[The request] Leaving out the pictures, retype all the material exactly.
============================================================
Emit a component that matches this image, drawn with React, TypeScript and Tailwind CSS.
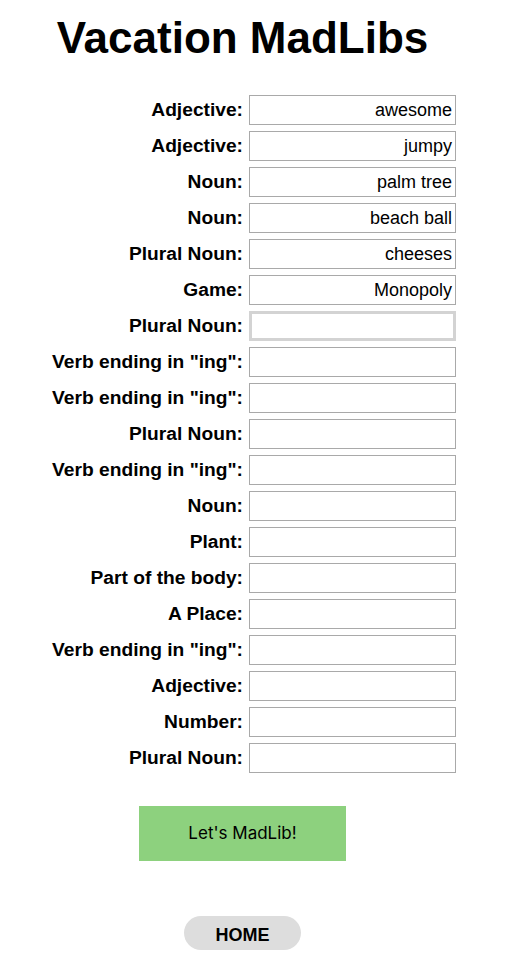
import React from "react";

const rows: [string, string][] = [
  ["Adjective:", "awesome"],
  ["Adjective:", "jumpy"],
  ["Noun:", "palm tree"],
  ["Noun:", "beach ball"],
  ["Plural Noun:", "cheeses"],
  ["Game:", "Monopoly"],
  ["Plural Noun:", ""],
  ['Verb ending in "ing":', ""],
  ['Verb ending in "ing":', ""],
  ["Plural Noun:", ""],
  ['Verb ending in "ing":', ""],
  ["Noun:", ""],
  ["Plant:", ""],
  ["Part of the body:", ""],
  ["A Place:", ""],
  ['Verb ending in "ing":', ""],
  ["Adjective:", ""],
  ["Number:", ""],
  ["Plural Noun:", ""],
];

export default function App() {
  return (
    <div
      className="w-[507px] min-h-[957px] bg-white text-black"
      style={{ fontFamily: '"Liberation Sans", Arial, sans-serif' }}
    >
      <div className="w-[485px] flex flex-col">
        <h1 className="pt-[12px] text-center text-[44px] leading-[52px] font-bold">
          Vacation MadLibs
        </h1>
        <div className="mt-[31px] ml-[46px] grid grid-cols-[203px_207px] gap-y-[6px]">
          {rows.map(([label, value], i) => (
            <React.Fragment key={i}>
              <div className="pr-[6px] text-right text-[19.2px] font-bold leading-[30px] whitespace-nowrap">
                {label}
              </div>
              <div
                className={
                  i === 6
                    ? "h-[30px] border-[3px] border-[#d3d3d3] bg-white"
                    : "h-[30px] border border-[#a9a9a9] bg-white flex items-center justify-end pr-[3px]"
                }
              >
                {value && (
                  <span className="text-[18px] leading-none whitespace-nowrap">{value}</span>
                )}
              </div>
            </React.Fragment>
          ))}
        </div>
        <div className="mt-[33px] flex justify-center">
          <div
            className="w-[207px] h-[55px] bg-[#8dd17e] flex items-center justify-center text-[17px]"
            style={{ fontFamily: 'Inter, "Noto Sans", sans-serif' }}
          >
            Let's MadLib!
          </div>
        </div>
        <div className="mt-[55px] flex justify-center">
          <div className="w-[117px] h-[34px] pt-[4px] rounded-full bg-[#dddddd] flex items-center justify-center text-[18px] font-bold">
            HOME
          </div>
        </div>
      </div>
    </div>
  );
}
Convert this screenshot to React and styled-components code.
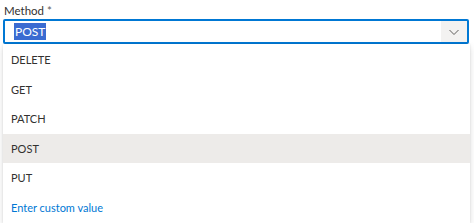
============================================================
[Result for this task]
Emit a component that matches this image, drawn with React, TypeScript and Tailwind CSS.
import React from "react";

const rows: [string, string][] = [
  ["Adjective:", "awesome"],
  ["Adjective:", "jumpy"],
  ["Noun:", "palm tree"],
  ["Noun:", "beach ball"],
  ["Plural Noun:", "cheeses"],
  ["Game:", "Monopoly"],
  ["Plural Noun:", ""],
  ['Verb ending in "ing":', ""],
  ['Verb ending in "ing":', ""],
  ["Plural Noun:", ""],
  ['Verb ending in "ing":', ""],
  ["Noun:", ""],
  ["Plant:", ""],
  ["Part of the body:", ""],
  ["A Place:", ""],
  ['Verb ending in "ing":', ""],
  ["Adjective:", ""],
  ["Number:", ""],
  ["Plural Noun:", ""],
];

export default function App() {
  return (
    <div
      className="w-[507px] min-h-[957px] bg-white text-black"
      style={{ fontFamily: '"Liberation Sans", Arial, sans-serif' }}
    >
      <div className="w-[485px] flex flex-col">
        <h1 className="pt-[12px] text-center text-[44px] leading-[52px] font-bold">
          Vacation MadLibs
        </h1>
        <div className="mt-[31px] ml-[46px] grid grid-cols-[203px_207px] gap-y-[6px]">
          {rows.map(([label, value], i) => (
            <React.Fragment key={i}>
              <div className="pr-[6px] text-right text-[19.2px] font-bold leading-[30px] whitespace-nowrap">
                {label}
              </div>
              <div
                className={
                  i === 6
                    ? "h-[30px] border-[3px] border-[#d3d3d3] bg-white"
                    : "h-[30px] border border-[#a9a9a9] bg-white flex items-center justify-end pr-[3px]"
                }
              >
                {value && (
                  <span className="text-[18px] leading-none whitespace-nowrap">{value}</span>
                )}
              </div>
            </React.Fragment>
          ))}
        </div>
        <div className="mt-[33px] flex justify-center">
          <div
            className="w-[207px] h-[55px] bg-[#8dd17e] flex items-center justify-center text-[17px]"
            style={{ fontFamily: 'Inter, "Noto Sans", sans-serif' }}
          >
            Let's MadLib!
          </div>
        </div>
        <div className="mt-[55px] flex justify-center">
          <div className="w-[117px] h-[34px] pt-[4px] rounded-full bg-[#dddddd] flex items-center justify-center text-[18px] font-bold">
            HOME
          </div>
        </div>
      </div>
    </div>
  );
}
Convert this screenshot to React and styled-components code.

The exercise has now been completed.